■ WHAT THE TASK REQUIRES: Your task is to retype, word for word, the lines from the start of the data through the line holding "import React from". Do not include the pictures.

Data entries
begin
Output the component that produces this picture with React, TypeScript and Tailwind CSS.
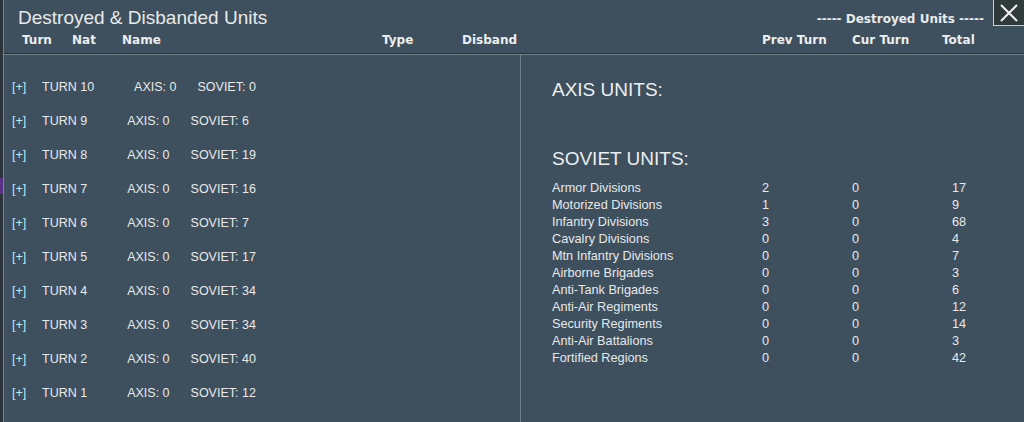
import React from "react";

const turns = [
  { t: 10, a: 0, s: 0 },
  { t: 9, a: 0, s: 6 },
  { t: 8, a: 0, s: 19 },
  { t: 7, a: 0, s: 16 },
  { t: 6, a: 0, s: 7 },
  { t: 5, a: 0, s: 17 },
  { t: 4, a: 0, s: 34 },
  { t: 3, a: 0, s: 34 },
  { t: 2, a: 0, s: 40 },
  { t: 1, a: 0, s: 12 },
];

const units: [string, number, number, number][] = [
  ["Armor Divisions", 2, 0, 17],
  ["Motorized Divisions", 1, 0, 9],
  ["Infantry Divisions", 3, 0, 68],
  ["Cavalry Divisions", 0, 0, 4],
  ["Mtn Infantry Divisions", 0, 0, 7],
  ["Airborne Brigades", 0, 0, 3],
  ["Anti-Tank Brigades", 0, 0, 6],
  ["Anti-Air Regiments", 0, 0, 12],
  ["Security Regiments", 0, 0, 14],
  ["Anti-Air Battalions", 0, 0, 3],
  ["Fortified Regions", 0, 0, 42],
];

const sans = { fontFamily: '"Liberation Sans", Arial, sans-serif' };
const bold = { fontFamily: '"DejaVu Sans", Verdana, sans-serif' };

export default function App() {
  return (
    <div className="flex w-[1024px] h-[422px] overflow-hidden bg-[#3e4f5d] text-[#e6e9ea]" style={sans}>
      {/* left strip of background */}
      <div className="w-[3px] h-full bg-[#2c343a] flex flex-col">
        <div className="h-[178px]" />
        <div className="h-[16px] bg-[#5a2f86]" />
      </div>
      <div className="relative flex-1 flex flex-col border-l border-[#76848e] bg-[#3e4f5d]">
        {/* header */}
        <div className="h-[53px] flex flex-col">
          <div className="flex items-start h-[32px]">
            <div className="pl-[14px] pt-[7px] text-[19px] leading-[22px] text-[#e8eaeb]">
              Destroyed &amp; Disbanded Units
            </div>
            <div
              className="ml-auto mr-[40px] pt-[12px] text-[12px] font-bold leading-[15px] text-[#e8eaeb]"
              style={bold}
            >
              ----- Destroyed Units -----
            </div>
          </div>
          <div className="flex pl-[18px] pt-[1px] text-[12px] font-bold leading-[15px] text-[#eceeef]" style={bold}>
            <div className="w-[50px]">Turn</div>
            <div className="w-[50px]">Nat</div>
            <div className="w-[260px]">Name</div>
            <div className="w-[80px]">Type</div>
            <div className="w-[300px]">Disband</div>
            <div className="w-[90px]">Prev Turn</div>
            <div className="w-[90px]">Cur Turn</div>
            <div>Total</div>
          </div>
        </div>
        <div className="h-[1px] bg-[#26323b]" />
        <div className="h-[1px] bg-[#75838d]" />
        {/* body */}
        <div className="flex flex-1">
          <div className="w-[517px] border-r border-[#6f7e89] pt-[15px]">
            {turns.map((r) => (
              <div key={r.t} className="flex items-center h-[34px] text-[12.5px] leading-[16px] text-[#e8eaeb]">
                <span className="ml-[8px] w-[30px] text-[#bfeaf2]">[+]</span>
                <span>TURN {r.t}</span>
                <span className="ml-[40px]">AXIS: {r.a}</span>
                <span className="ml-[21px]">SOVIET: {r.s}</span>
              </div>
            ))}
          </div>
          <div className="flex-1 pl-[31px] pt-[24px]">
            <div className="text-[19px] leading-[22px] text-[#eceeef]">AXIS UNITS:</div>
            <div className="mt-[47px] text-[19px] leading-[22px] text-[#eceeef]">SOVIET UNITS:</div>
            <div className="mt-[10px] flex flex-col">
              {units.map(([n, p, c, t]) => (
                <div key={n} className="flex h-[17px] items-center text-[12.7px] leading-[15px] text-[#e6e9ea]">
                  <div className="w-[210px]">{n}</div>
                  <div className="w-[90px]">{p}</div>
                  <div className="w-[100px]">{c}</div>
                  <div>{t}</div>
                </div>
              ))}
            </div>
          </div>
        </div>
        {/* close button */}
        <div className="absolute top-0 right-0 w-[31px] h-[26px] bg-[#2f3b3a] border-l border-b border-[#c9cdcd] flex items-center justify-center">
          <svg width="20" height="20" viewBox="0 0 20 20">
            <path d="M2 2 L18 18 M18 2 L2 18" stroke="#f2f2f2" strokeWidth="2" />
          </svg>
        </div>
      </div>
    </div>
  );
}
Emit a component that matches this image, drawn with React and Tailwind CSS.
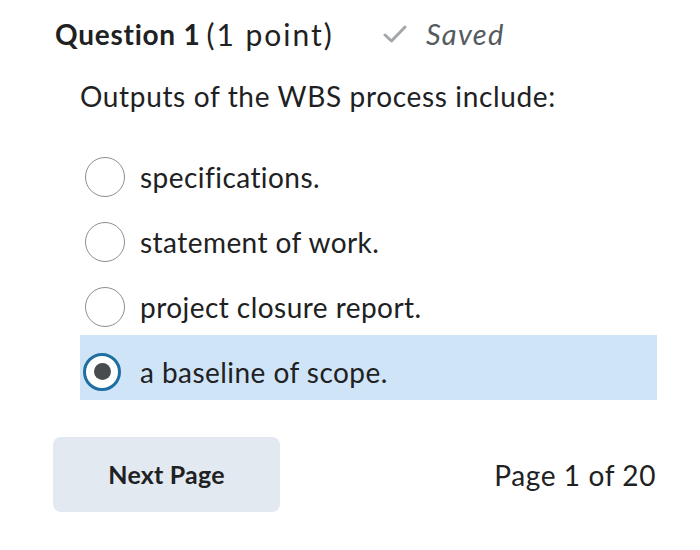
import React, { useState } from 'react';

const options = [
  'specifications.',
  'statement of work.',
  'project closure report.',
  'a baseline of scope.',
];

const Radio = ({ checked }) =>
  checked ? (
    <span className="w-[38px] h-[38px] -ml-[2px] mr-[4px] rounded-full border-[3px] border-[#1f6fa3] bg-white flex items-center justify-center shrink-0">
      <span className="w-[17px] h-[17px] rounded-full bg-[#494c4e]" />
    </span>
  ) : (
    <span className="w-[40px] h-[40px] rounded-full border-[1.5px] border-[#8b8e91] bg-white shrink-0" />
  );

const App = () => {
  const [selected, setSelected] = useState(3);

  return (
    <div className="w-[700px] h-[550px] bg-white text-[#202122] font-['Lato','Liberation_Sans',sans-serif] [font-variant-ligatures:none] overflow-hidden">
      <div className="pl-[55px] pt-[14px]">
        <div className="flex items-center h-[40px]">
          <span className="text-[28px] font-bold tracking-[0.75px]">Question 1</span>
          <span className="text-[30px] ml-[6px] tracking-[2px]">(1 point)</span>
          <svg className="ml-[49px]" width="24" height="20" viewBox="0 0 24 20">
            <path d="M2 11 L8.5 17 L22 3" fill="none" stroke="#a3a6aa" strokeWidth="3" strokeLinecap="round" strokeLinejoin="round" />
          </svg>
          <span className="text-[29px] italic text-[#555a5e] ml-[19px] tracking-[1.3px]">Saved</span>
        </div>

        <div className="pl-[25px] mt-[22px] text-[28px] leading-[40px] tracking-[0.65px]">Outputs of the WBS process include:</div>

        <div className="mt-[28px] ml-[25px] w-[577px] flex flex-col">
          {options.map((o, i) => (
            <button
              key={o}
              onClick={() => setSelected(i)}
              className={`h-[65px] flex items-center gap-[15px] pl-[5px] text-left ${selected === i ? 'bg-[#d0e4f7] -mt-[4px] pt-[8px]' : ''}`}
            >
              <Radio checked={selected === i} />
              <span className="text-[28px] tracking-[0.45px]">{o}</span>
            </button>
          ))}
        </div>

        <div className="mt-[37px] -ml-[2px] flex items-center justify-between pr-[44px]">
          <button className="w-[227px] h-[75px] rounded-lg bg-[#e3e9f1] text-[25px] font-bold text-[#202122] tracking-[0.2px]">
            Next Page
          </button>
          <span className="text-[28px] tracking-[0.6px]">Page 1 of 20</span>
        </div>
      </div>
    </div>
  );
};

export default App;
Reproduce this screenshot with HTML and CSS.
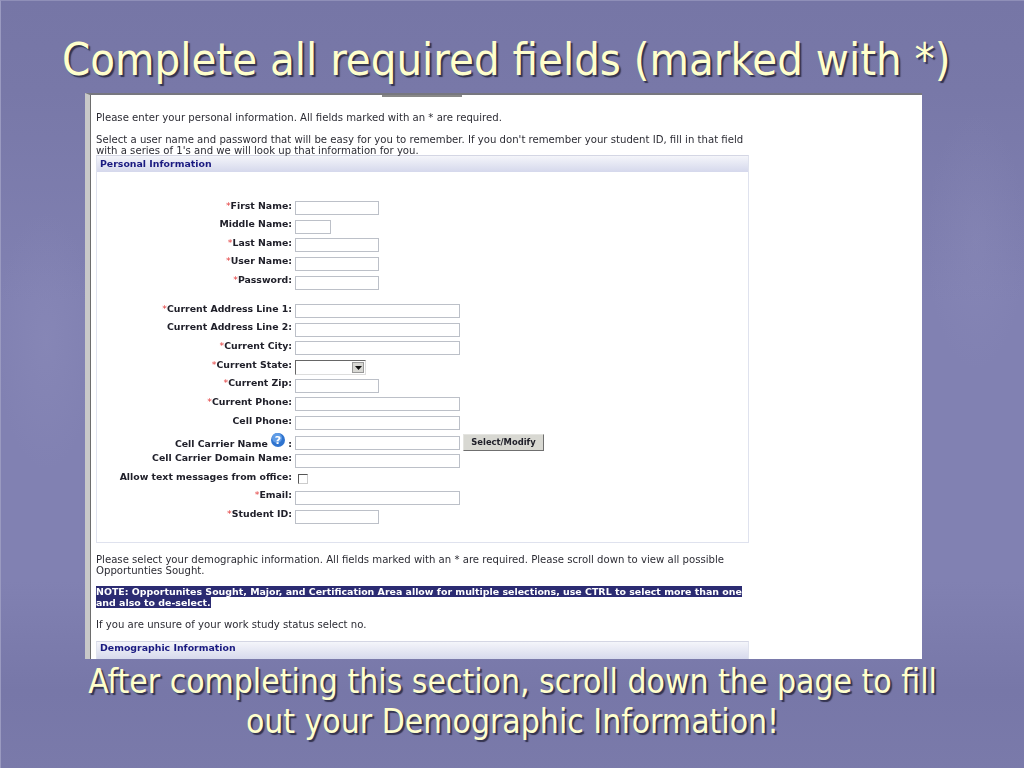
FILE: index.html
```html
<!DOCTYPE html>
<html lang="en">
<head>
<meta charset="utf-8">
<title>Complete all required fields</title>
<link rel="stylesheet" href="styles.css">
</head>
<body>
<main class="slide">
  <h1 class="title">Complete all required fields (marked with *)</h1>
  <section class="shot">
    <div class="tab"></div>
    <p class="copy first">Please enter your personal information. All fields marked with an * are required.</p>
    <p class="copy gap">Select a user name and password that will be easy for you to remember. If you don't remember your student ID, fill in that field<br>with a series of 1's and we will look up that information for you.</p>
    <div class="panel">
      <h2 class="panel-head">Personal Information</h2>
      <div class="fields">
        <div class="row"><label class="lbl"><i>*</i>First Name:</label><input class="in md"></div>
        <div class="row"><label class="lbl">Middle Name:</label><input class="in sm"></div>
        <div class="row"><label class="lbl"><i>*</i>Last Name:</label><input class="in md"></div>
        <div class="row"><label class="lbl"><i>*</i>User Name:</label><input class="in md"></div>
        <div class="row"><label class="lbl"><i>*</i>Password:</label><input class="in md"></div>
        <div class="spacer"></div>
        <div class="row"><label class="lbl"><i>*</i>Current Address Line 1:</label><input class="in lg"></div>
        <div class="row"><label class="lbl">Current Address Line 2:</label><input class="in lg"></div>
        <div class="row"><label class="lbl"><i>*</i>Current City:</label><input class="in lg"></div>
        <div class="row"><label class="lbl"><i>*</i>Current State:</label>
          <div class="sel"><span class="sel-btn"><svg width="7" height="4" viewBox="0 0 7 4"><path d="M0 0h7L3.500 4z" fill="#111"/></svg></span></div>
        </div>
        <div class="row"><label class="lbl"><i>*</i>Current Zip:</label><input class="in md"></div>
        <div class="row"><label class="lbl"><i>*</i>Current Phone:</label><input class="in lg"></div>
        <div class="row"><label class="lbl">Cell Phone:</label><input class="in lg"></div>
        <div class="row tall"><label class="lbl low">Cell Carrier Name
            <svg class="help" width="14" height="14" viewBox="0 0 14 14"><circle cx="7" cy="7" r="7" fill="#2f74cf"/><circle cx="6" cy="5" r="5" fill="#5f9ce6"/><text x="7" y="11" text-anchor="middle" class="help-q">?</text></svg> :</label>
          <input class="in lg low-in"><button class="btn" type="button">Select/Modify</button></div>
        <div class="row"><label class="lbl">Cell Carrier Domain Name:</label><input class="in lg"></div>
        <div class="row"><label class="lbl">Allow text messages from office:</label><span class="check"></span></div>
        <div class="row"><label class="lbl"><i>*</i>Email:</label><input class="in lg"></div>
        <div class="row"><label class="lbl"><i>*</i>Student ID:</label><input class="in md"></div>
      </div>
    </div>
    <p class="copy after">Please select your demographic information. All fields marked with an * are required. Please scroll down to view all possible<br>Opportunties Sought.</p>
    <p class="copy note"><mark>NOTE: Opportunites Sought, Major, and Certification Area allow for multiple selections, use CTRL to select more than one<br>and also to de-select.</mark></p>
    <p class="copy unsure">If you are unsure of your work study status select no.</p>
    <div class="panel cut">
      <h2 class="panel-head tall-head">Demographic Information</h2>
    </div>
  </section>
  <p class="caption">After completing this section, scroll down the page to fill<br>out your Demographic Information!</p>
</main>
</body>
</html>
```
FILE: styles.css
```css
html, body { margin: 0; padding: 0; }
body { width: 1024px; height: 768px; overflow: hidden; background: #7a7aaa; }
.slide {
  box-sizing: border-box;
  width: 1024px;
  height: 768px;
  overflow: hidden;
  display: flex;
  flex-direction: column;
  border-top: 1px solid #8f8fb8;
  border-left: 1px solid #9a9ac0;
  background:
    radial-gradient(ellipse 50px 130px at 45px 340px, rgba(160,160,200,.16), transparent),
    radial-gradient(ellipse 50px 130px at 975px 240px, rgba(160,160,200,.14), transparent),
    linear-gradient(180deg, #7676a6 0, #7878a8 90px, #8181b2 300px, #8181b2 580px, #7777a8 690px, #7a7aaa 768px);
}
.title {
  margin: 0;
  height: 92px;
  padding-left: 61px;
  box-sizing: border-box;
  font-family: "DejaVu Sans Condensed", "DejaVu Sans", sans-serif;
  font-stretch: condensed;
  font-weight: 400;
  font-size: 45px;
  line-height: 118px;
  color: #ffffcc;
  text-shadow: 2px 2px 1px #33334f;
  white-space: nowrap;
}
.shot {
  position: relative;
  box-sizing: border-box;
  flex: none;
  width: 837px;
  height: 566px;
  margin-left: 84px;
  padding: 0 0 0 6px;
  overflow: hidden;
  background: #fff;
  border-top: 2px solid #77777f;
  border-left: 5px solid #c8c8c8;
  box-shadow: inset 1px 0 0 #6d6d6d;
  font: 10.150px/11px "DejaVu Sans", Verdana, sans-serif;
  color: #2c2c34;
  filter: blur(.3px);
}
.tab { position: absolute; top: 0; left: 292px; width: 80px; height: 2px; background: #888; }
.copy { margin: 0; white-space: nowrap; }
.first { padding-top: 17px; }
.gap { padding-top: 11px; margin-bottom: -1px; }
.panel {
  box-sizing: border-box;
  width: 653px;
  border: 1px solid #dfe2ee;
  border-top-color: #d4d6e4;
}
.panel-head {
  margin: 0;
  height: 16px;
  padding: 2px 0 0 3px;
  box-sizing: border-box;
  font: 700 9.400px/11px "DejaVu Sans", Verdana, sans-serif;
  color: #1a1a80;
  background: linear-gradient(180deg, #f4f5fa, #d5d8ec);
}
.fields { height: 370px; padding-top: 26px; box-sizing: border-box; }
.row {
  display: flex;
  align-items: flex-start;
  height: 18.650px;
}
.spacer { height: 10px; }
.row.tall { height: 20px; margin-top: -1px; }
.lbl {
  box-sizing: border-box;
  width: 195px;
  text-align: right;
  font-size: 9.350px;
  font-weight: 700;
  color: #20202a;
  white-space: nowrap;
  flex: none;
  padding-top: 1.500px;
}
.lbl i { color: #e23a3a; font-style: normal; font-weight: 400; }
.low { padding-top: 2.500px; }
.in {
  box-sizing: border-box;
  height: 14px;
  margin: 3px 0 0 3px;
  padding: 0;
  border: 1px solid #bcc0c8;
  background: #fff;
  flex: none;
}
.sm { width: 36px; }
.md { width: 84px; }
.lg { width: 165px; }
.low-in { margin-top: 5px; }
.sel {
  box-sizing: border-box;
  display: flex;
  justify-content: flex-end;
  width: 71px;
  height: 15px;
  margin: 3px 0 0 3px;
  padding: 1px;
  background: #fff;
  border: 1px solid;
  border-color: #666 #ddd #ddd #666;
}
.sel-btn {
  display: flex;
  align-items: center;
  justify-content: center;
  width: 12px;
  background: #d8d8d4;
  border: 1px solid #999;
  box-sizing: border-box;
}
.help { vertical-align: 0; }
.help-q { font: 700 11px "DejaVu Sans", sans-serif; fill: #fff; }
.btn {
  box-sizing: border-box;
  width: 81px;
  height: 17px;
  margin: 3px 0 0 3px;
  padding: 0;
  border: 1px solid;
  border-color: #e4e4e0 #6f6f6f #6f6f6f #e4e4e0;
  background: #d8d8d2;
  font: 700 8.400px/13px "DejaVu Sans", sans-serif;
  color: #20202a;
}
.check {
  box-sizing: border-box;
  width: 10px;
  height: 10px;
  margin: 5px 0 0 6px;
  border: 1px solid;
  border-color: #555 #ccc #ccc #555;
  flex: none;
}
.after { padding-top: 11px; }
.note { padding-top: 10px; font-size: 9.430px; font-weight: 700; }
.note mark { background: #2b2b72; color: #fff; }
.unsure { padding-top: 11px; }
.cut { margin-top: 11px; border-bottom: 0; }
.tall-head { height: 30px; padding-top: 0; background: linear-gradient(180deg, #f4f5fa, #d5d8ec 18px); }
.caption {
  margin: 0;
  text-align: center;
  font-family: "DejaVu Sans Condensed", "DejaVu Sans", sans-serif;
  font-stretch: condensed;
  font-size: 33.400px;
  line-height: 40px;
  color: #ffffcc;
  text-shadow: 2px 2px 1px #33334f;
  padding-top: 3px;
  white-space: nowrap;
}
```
end
■ RESULT OF THIS TASK:
Output the component that produces this picture with React, TypeScript and Tailwind CSS.
import React from "react";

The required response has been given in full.